Instruction: Go through the material and write it all out exactly, minus the pictures.

____

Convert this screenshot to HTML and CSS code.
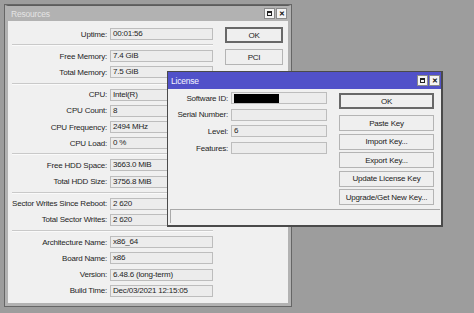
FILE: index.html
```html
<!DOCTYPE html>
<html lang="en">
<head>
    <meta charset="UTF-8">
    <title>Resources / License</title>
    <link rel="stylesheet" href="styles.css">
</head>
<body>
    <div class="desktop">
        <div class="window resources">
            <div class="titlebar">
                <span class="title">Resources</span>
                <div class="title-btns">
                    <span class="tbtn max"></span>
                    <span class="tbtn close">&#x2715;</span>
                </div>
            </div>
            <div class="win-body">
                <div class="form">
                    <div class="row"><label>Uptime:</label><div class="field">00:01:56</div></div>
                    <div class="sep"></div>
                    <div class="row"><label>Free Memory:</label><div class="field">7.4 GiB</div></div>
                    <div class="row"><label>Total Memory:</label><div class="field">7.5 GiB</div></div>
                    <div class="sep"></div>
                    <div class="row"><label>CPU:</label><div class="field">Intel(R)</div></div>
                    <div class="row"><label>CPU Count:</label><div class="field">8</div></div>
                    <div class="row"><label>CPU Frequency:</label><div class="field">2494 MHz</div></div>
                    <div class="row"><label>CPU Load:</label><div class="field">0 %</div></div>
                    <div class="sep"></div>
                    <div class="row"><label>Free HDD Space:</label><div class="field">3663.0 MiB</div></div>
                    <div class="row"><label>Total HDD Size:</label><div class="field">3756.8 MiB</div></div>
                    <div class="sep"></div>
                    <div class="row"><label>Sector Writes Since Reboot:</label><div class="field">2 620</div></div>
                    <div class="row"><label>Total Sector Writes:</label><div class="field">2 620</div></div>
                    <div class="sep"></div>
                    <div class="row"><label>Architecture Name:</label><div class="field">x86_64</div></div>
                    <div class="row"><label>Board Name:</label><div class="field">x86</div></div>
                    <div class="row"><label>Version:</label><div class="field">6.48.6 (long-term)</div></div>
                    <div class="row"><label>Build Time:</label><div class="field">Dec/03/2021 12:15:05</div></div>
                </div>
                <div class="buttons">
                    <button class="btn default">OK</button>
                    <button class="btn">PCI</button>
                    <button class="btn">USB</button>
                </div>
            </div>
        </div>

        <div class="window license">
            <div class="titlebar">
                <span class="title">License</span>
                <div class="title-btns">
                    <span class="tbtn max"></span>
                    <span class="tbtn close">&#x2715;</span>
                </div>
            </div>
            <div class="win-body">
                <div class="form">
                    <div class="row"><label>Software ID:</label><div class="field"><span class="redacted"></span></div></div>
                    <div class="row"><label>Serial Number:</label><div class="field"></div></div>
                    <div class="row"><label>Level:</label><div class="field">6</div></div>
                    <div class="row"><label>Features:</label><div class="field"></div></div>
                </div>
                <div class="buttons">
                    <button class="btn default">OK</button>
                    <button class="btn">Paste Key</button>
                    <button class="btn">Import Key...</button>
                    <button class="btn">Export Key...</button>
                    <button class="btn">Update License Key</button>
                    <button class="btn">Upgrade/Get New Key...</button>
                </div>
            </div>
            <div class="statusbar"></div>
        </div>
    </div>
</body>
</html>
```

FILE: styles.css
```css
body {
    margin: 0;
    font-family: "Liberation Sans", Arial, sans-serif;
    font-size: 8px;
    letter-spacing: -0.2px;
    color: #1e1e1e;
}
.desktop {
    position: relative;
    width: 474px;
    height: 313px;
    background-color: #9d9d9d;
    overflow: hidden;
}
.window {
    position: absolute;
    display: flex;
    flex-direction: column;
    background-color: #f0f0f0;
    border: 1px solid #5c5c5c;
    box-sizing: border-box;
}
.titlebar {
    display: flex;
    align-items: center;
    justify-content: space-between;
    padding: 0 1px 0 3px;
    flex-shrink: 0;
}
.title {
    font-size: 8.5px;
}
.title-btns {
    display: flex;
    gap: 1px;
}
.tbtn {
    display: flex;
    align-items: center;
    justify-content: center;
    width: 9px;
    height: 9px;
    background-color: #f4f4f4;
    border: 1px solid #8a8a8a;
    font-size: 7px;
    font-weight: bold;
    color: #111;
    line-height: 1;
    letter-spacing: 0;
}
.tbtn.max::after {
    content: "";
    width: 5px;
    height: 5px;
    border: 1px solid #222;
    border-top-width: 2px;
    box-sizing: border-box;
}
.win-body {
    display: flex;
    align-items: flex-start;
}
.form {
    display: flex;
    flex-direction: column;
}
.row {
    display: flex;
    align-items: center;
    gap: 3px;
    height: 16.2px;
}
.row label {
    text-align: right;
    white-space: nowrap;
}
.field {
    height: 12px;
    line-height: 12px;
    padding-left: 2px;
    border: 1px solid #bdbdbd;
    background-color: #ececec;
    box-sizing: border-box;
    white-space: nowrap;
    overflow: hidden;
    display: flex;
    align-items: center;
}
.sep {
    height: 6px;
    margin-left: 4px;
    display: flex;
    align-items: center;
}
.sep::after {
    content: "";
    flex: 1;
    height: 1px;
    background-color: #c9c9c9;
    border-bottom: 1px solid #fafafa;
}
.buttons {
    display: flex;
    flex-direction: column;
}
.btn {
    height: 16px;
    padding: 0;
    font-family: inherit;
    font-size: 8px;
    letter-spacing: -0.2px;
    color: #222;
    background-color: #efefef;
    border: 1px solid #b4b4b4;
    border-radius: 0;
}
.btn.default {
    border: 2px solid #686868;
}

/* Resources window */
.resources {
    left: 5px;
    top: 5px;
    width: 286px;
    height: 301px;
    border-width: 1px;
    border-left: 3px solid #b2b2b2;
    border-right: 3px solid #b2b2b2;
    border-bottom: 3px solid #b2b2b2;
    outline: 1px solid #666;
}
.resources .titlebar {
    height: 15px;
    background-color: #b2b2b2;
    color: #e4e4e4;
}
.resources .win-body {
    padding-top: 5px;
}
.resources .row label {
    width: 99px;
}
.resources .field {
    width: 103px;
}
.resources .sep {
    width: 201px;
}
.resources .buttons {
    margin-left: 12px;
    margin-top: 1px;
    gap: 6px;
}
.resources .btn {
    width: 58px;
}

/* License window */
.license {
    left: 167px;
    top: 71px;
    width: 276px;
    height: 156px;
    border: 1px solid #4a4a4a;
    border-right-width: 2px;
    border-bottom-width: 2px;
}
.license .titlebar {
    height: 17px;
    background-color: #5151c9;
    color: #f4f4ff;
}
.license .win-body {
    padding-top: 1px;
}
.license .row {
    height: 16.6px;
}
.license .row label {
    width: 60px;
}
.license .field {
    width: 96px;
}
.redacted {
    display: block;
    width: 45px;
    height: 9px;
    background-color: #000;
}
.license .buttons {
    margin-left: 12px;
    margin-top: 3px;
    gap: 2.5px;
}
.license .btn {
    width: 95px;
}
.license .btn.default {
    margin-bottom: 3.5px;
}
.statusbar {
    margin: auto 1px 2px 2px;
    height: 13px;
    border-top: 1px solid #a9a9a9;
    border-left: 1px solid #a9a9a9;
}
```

____

Response to the task:
Convert this screenshot to HTML and CSS code.
FILE: index.html
```html
<!DOCTYPE html>
<html lang="en">
<head>
    <meta charset="UTF-8">
    <title>Resources / License</title>
    <link rel="stylesheet" href="styles.css">
</head>
<body>
    <div class="desktop">
        <div class="window resources">
            <div class="titlebar">
                <span class="title">Resources</span>
                <div class="title-btns">
                    <span class="tbtn max"></span>
                    <span class="tbtn close">&#x2715;</span>
                </div>
            </div>
            <div class="win-body">
                <div class="form">
                    <div class="row"><label>Uptime:</label><div class="field">00:01:56</div></div>
                    <div class="sep"></div>
                    <div class="row"><label>Free Memory:</label><div class="field">7.4 GiB</div></div>
                    <div class="row"><label>Total Memory:</label><div class="field">7.5 GiB</div></div>
                    <div class="sep"></div>
                    <div class="row"><label>CPU:</label><div class="field">Intel(R)</div></div>
                    <div class="row"><label>CPU Count:</label><div class="field">8</div></div>
                    <div class="row"><label>CPU Frequency:</label><div class="field">2494 MHz</div></div>
                    <div class="row"><label>CPU Load:</label><div class="field">0 %</div></div>
                    <div class="sep"></div>
                    <div class="row"><label>Free HDD Space:</label><div class="field">3663.0 MiB</div></div>
                    <div class="row"><label>Total HDD Size:</label><div class="field">3756.8 MiB</div></div>
                    <div class="sep"></div>
                    <div class="row"><label>Sector Writes Since Reboot:</label><div class="field">2 620</div></div>
                    <div class="row"><label>Total Sector Writes:</label><div class="field">2 620</div></div>
                    <div class="sep"></div>
                    <div class="row"><label>Architecture Name:</label><div class="field">x86_64</div></div>
                    <div class="row"><label>Board Name:</label><div class="field">x86</div></div>
                    <div class="row"><label>Version:</label><div class="field">6.48.6 (long-term)</div></div>
                    <div class="row"><label>Build Time:</label><div class="field">Dec/03/2021 12:15:05</div></div>
                </div>
                <div class="buttons">
                    <button class="btn default">OK</button>
                    <button class="btn">PCI</button>
                    <button class="btn">USB</button>
                </div>
            </div>
        </div>

        <div class="window license">
            <div class="titlebar">
                <span class="title">License</span>
                <div class="title-btns">
                    <span class="tbtn max"></span>
                    <span class="tbtn close">&#x2715;</span>
                </div>
            </div>
            <div class="win-body">
                <div class="form">
                    <div class="row"><label>Software ID:</label><div class="field"><span class="redacted"></span></div></div>
                    <div class="row"><label>Serial Number:</label><div class="field"></div></div>
                    <div class="row"><label>Level:</label><div class="field">6</div></div>
                    <div class="row"><label>Features:</label><div class="field"></div></div>
                </div>
                <div class="buttons">
                    <button class="btn default">OK</button>
                    <button class="btn">Paste Key</button>
                    <button class="btn">Import Key...</button>
                    <button class="btn">Export Key...</button>
                    <button class="btn">Update License Key</button>
                    <button class="btn">Upgrade/Get New Key...</button>
                </div>
            </div>
            <div class="statusbar"></div>
        </div>
    </div>
</body>
</html>
```

FILE: styles.css
```css
body {
    margin: 0;
    font-family: "Liberation Sans", Arial, sans-serif;
    font-size: 8px;
    letter-spacing: -0.2px;
    color: #1e1e1e;
}
.desktop {
    position: relative;
    width: 474px;
    height: 313px;
    background-color: #9d9d9d;
    overflow: hidden;
}
.window {
    position: absolute;
    display: flex;
    flex-direction: column;
    background-color: #f0f0f0;
    border: 1px solid #5c5c5c;
    box-sizing: border-box;
}
.titlebar {
    display: flex;
    align-items: center;
    justify-content: space-between;
    padding: 0 1px 0 3px;
    flex-shrink: 0;
}
.title {
    font-size: 8.5px;
}
.title-btns {
    display: flex;
    gap: 1px;
}
.tbtn {
    display: flex;
    align-items: center;
    justify-content: center;
    width: 9px;
    height: 9px;
    background-color: #f4f4f4;
    border: 1px solid #8a8a8a;
    font-size: 7px;
    font-weight: bold;
    color: #111;
    line-height: 1;
    letter-spacing: 0;
}
.tbtn.max::after {
    content: "";
    width: 5px;
    height: 5px;
    border: 1px solid #222;
    border-top-width: 2px;
    box-sizing: border-box;
}
.win-body {
    display: flex;
    align-items: flex-start;
}
.form {
    display: flex;
    flex-direction: column;
}
.row {
    display: flex;
    align-items: center;
    gap: 3px;
    height: 16.2px;
}
.row label {
    text-align: right;
    white-space: nowrap;
}
.field {
    height: 12px;
    line-height: 12px;
    padding-left: 2px;
    border: 1px solid #bdbdbd;
    background-color: #ececec;
    box-sizing: border-box;
    white-space: nowrap;
    overflow: hidden;
    display: flex;
    align-items: center;
}
.sep {
    height: 6px;
    margin-left: 4px;
    display: flex;
    align-items: center;
}
.sep::after {
    content: "";
    flex: 1;
    height: 1px;
    background-color: #c9c9c9;
    border-bottom: 1px solid #fafafa;
}
.buttons {
    display: flex;
    flex-direction: column;
}
.btn {
    height: 16px;
    padding: 0;
    font-family: inherit;
    font-size: 8px;
    letter-spacing: -0.2px;
    color: #222;
    background-color: #efefef;
    border: 1px solid #b4b4b4;
    border-radius: 0;
}
.btn.default {
    border: 2px solid #686868;
}

/* Resources window */
.resources {
    left: 5px;
    top: 5px;
    width: 286px;
    height: 301px;
    border-width: 1px;
    border-left: 3px solid #b2b2b2;
    border-right: 3px solid #b2b2b2;
    border-bottom: 3px solid #b2b2b2;
    outline: 1px solid #666;
}
.resources .titlebar {
    height: 15px;
    background-color: #b2b2b2;
    color: #e4e4e4;
}
.resources .win-body {
    padding-top: 5px;
}
.resources .row label {
    width: 99px;
}
.resources .field {
    width: 103px;
}
.resources .sep {
    width: 201px;
}
.resources .buttons {
    margin-left: 12px;
    margin-top: 1px;
    gap: 6px;
}
.resources .btn {
    width: 58px;
}

/* License window */
.license {
    left: 167px;
    top: 71px;
    width: 276px;
    height: 156px;
    border: 1px solid #4a4a4a;
    border-right-width: 2px;
    border-bottom-width: 2px;
}
.license .titlebar {
    height: 17px;
    background-color: #5151c9;
    color: #f4f4ff;
}
.license .win-body {
    padding-top: 1px;
}
.license .row {
    height: 16.6px;
}
.license .row label {
    width: 60px;
}
.license .field {
    width: 96px;
}
.redacted {
    display: block;
    width: 45px;
    height: 9px;
    background-color: #000;
}
.license .buttons {
    margin-left: 12px;
    margin-top: 3px;
    gap: 2.5px;
}
.license .btn {
    width: 95px;
}
.license .btn.default {
    margin-bottom: 3.5px;
}
.statusbar {
    margin: auto 1px 2px 2px;
    height: 13px;
    border-top: 1px solid #a9a9a9;
    border-left: 1px solid #a9a9a9;
}
```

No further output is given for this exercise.